- TASK DIRECTIONS -
Scan the records below for the line containing "Rebuild this screenshot" and the line containing "ChevronUp, Power, Search". Copy both, plus every line between, exactly.

━━━━━ PROVIDED DATA

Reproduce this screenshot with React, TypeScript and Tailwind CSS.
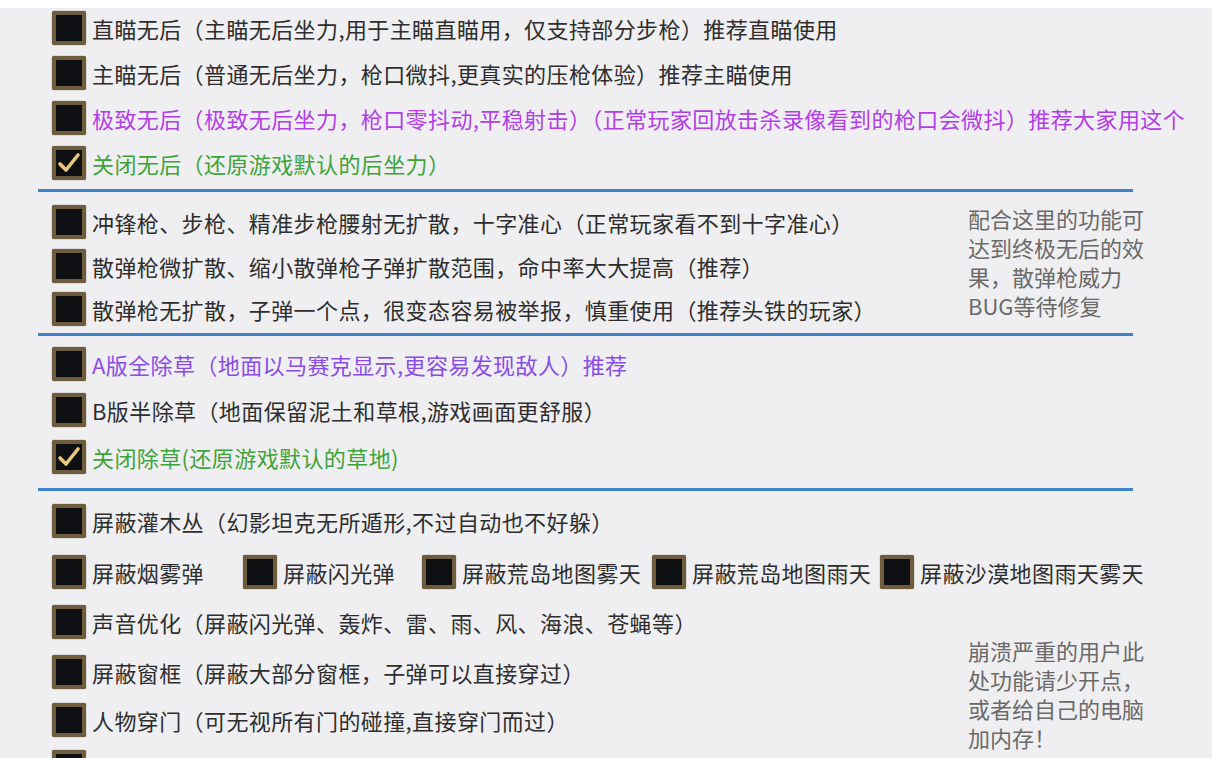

━━━━━━━━━━
━━━━━ PROVIDED DATA

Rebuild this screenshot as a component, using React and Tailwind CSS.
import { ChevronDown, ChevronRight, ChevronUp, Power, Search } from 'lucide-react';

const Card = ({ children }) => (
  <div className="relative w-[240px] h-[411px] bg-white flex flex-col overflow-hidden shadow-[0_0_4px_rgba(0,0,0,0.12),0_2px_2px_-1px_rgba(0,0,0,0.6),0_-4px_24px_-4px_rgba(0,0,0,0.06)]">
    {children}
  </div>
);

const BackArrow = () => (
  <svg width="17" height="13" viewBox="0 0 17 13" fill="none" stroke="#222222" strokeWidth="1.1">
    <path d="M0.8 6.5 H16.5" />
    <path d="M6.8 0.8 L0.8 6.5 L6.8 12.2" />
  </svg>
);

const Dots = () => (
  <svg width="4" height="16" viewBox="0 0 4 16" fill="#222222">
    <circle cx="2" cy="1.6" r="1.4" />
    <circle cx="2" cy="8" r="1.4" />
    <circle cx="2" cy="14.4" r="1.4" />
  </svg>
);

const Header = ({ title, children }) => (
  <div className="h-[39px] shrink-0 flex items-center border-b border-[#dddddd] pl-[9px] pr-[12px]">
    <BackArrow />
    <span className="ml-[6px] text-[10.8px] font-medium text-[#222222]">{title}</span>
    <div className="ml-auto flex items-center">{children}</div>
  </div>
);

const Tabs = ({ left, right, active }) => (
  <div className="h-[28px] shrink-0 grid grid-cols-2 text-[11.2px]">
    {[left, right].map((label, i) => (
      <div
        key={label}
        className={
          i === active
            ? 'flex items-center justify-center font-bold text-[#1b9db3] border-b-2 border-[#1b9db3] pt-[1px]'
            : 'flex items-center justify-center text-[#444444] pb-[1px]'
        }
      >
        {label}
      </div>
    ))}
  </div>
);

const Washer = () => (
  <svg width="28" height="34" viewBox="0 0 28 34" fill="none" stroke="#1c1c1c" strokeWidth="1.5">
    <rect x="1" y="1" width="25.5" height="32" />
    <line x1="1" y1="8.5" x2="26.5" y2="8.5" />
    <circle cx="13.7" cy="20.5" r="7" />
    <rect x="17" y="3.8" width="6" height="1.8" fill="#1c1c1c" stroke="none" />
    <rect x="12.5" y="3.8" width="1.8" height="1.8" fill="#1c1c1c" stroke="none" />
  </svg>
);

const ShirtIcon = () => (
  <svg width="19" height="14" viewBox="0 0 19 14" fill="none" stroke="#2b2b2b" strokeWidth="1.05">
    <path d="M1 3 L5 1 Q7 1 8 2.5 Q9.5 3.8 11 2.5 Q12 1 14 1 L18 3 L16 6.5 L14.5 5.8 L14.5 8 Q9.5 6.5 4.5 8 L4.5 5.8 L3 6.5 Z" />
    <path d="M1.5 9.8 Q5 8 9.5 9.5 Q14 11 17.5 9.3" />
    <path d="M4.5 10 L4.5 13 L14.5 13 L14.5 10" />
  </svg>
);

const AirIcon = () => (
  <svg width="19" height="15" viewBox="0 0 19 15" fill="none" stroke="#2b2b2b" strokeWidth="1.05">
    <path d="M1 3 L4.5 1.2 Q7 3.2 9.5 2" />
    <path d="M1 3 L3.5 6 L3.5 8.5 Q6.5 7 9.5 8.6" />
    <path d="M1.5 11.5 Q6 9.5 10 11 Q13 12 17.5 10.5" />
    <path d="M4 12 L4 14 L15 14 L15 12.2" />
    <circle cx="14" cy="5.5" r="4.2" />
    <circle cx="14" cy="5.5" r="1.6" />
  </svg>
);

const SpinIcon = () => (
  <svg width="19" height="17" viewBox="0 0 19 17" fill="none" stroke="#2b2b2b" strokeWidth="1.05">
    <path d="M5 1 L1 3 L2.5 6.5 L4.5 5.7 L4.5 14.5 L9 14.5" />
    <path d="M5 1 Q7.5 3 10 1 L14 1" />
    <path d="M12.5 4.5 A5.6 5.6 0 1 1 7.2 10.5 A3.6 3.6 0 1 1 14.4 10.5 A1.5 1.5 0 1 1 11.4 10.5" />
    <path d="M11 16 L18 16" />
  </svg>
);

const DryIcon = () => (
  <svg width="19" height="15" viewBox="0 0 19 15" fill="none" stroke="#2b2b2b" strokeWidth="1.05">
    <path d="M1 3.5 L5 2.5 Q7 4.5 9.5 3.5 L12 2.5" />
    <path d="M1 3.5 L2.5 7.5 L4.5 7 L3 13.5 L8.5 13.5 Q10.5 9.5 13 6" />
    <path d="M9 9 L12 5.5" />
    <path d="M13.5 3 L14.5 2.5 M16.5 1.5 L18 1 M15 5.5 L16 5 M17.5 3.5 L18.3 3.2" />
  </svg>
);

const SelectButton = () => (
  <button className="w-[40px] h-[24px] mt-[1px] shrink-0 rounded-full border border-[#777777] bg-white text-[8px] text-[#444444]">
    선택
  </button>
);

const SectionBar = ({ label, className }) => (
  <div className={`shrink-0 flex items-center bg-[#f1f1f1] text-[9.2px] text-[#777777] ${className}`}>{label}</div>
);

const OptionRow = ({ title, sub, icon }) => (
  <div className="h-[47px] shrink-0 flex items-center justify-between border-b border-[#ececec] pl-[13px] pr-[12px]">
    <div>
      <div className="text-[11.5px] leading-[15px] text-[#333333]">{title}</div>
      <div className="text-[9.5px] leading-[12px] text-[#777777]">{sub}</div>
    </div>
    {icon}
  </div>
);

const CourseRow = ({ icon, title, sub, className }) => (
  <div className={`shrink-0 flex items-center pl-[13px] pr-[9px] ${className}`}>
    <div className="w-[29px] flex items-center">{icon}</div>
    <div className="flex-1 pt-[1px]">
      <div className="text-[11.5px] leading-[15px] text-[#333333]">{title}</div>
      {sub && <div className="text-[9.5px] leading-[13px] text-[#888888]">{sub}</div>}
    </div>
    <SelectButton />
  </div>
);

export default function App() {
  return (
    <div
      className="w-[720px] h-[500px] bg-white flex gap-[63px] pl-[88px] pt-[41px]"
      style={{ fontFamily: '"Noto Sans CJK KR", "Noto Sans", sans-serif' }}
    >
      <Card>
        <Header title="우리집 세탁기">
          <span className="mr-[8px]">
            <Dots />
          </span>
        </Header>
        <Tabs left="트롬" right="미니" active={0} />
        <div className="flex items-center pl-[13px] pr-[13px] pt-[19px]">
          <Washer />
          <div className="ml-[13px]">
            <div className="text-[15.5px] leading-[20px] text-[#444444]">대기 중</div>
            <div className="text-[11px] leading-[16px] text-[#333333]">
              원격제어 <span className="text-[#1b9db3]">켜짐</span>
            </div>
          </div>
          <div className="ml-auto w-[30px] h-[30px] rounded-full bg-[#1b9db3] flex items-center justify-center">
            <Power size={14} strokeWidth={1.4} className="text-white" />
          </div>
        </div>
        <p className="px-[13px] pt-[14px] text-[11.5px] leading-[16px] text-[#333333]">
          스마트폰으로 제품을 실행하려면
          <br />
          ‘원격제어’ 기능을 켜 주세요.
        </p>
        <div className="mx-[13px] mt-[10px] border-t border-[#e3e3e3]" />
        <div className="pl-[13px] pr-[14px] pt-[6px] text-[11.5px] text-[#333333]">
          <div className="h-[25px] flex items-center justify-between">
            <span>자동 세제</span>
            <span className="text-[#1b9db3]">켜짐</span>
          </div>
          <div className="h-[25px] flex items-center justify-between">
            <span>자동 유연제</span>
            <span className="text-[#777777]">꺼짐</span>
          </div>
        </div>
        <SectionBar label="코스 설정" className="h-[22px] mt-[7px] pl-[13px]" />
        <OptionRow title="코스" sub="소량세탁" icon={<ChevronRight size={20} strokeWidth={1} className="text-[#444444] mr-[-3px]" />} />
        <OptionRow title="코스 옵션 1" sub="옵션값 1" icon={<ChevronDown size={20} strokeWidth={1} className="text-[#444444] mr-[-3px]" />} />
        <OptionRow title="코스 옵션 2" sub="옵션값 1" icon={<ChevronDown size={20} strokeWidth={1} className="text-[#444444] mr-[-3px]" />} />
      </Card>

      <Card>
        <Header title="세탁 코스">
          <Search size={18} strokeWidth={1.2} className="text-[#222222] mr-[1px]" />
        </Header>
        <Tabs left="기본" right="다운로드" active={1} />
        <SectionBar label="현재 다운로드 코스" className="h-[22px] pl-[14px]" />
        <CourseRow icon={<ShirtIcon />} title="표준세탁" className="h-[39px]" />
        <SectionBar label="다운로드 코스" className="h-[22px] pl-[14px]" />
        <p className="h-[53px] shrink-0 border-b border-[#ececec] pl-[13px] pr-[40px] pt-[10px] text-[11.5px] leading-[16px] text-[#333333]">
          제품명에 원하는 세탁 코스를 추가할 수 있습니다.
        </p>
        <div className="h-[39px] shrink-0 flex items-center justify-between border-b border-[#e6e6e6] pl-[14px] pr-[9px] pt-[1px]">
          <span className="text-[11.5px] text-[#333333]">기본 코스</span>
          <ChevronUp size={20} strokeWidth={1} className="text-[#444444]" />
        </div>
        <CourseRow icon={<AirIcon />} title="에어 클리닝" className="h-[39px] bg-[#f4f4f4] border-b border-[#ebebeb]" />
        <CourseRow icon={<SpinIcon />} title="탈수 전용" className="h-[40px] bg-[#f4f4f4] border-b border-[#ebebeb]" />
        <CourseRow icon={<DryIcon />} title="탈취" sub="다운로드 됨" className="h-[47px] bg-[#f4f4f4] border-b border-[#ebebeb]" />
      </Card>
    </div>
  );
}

━━━━━━━━━━

- WORKED SOLUTION -
Rebuild this screenshot as a component, using React and Tailwind CSS.
import { ChevronDown, ChevronRight, ChevronUp, Power, Search } from 'lucide-react';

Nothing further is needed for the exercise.